The Medical, again, “wore a white greatcoat, and consequently talked loud” ­(there is something very delicious in that consequently).  He wore his hat on one side.  He was active, volatile, and went to the top of Arthur’s Seat on the Sunday forenoon.  He was as quiet in a debating society as he was loud in the streets.  He was reckless and imprudent:  yesterday he insisted on your sharing a bottle of claret with him (and claret was claret then, before the cheap-and-nasty treaty), and to-morrow he asks you for the loan of a penny to buy the last number of the Lapsus.

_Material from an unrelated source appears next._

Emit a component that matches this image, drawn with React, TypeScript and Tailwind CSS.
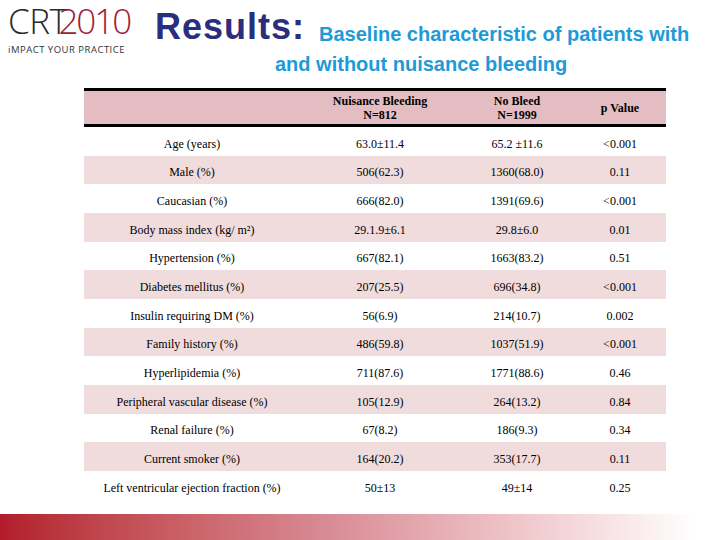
import React from "react";

const rows: [string, string, string, string][] = [
  ["Age (years)", "63.0±11.4", "65.2 ±11.6", "<0.001"],
  ["Male (%)", "506(62.3)", "1360(68.0)", "0.11"],
  ["Caucasian (%)", "666(82.0)", "1391(69.6)", "<0.001"],
  ["Body mass index (kg/ m²)", "29.1.9±6.1", "29.8±6.0", "0.01"],
  ["Hypertension (%)", "667(82.1)", "1663(83.2)", "0.51"],
  ["Diabetes mellitus (%)", "207(25.5)", "696(34.8)", "<0.001"],
  ["Insulin requiring DM (%)", "56(6.9)", "214(10.7)", "0.002"],
  ["Family history (%)", "486(59.8)", "1037(51.9)", "<0.001"],
  ["Hyperlipidemia (%)", "711(87.6)", "1771(88.6)", "0.46"],
  ["Peripheral vascular disease (%)", "105(12.9)", "264(13.2)", "0.84"],
  ["Renal failure (%)", "67(8.2)", "186(9.3)", "0.34"],
  ["Current smoker (%)", "164(20.2)", "353(17.7)", "0.11"],
  ["Left ventricular ejection fraction (%)", "50±13", "49±14", "0.25"],
];

export default function App() {
  return (
    <div className="w-[720px] h-[540px] bg-white flex flex-col overflow-hidden">
      {/* Header */}
      <div className="h-[88px] flex">
        <div className="w-[147px] pl-[8px] pt-[0px] flex flex-col" style={{ fontFamily: '"Open Sans", sans-serif' }}>
          <div className="flex items-baseline leading-[42px] h-[42px]">
            <span className="text-[35px] font-light text-[#2a2a2a] tracking-[-0.5px]">CRT</span>
            <span className="text-[35px] font-light text-[#9e2038] ml-[-9px] tracking-[-2px]">2010</span>
          </div>
          <div className="mt-[3px] text-[9.5px] leading-[10px] text-[#333] tracking-[0.5px] whitespace-nowrap">
            iMPACT YOUR PRACTICE
          </div>
        </div>
        <div className="flex flex-col pt-[9px] pl-[8px]" style={{ fontFamily: '"Liberation Sans", Arial, sans-serif' }}>
          <div className="flex items-baseline whitespace-nowrap">
            <span className="text-[36px] leading-none font-bold text-[#2b2d7d] tracking-[1px]">Results:</span>
            <span className="ml-[14px] text-[20px] leading-none font-bold text-[#1e9ad6] relative top-[2px]">
              Baseline characteristic of patients with
            </span>
          </div>
          <div className="pl-[120px] mt-[9px] text-[20px] leading-none font-bold text-[#1e9ad6] whitespace-nowrap">
            and without nuisance bleeding
          </div>
        </div>
      </div>

      {/* Table */}
      <div className="ml-[84px] w-[582px] text-[12px] text-black" style={{ fontFamily: '"Liberation Serif", "Times New Roman", serif' }}>
        <div className="grid grid-cols-[216px_160px_114px_92px] h-[39px] border-y-[3px] border-black bg-[#e3bdc1] font-bold leading-[14px] items-center text-center">
          <div></div>
          <div>Nuisance Bleeding<br />N=812</div>
          <div>No Bleed<br />N=1999</div>
          <div>p Value</div>
        </div>
        {rows.map((r, i) => (
          <div
            key={i}
            className={`grid grid-cols-[216px_160px_114px_92px] h-[28.67px] items-center text-center pt-[5px] ${i % 2 === 1 ? "bg-[#f0dcdd]" : "bg-white"}`}
          >
            <div className="whitespace-nowrap">{r[0]}</div>
            <div>{r[1]}</div>
            <div>{r[2]}</div>
            <div>{r[3]}</div>
          </div>
        ))}
      </div>

      {/* Footer gradient */}
      <div className="mt-auto h-[26px] bg-linear-to-r from-[#b21b2c] via-[#d88a94] via-45% to-white to-97%"></div>
    </div>
  );
}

The student of Law, again, was a learned man.  “He had turned over the leaves of Justinian’s ‘Institutes,’ and knew that they were written in Latin.  He was well acquainted with the title-page of ’Blackstone’s Commentaries,’ and argal (as the gravedigger in Hamlet says) he was not a person to be laughed at.”  He attended the Parliament House in the character of a critic, and could give you stale sneers at all the celebrated speakers.  He was the terror of essayists at the Speculative or the Forensic.  In social qualities he seems to have stood unrivalled.  Even in the police-office we find him shining with undiminished lustre.  “If a Charlie should find him rather noisy at an untimely hour, and venture to take him into custody, he appears next morning like a Daniel come to judgment.  He opens his mouth to speak, and the divine precepts of unchanging justice and Scots law flow from his tongue.  The magistrate listens in amazement, and fines him only a couple of guineas.”

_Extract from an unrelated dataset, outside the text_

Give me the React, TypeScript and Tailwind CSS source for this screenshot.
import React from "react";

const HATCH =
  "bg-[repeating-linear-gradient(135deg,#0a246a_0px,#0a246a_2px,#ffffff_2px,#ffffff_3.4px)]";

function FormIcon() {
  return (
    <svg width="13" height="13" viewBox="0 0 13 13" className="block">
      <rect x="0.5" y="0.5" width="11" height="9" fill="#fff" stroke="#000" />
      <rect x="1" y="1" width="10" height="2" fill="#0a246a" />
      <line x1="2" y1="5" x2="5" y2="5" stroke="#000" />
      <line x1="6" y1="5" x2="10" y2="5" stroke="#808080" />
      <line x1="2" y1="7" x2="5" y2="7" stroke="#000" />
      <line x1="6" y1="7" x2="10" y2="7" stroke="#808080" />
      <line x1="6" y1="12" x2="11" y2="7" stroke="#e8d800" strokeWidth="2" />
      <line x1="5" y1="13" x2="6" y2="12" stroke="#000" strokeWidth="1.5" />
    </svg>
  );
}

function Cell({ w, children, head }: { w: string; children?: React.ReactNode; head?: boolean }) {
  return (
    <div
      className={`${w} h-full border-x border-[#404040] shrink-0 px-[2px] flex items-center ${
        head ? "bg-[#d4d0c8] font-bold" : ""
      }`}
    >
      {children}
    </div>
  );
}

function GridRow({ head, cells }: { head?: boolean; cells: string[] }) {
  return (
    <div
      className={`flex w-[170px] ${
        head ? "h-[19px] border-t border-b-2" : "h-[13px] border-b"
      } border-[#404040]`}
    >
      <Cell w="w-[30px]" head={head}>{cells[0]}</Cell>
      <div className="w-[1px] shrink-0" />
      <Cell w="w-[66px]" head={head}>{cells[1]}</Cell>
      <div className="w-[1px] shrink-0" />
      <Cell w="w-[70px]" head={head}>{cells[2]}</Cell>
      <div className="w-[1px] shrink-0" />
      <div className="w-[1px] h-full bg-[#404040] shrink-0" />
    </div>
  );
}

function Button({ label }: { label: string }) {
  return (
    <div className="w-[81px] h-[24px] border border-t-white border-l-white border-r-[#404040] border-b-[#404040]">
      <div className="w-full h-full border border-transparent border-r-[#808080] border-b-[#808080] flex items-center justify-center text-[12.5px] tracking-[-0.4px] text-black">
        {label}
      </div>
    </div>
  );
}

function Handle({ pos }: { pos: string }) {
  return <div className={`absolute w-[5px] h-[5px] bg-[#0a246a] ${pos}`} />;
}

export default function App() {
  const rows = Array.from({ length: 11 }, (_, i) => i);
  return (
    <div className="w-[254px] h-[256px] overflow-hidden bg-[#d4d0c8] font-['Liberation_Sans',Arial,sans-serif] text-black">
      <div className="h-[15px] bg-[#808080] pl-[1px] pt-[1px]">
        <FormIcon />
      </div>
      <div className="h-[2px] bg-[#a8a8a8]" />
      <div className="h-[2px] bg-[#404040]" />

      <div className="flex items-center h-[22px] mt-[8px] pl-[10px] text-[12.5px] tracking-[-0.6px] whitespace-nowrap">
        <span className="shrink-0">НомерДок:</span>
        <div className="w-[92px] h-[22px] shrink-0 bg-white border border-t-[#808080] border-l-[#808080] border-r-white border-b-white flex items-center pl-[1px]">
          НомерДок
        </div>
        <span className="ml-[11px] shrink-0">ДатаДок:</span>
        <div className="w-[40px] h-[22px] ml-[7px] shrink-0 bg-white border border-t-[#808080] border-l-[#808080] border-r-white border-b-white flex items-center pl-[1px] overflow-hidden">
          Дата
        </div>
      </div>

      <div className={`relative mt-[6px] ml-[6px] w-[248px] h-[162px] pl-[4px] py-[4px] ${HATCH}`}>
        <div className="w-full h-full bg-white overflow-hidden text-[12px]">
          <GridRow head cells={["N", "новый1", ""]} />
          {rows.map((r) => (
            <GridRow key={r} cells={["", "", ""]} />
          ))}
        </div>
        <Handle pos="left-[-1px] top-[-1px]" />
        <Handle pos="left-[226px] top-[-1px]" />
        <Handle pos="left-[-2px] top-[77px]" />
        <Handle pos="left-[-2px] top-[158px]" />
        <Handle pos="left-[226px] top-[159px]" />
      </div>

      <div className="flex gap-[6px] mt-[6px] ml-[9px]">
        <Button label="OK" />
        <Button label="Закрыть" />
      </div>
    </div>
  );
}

Such then were our predecessors and their College Magazine.  Barclay, Ambrose, Young Amos, and Fergusson were to them what the Café, the Rainbow, and Rutherford’s are to us.  An hour’s reading in these old pages absolutely confuses us, there is so much that is similar and so much that is different; the follies and amusements are so like our own, and the manner of frolicking and enjoying are so changed, that one pauses and looks about him in philosophic judgment.  The muddy quadrangle is thick with living students; but in our eyes it swarms also with the phantasmal white greatcoats and tilted hats of 1824.  Two races meet:  races alike and diverse.  Two performances are played before our eyes; but the change seems merely of impersonators, of scenery, of costume.  Plot and passion are the same.  It is the fall of the spun shilling whether seventy-one or twenty-four has the best of it.

In a future number we hope to give a glance at the individualities of the present, and see whether the cast shall be head or tail ­whether we or the readers of the Lapsus stand higher in the balance.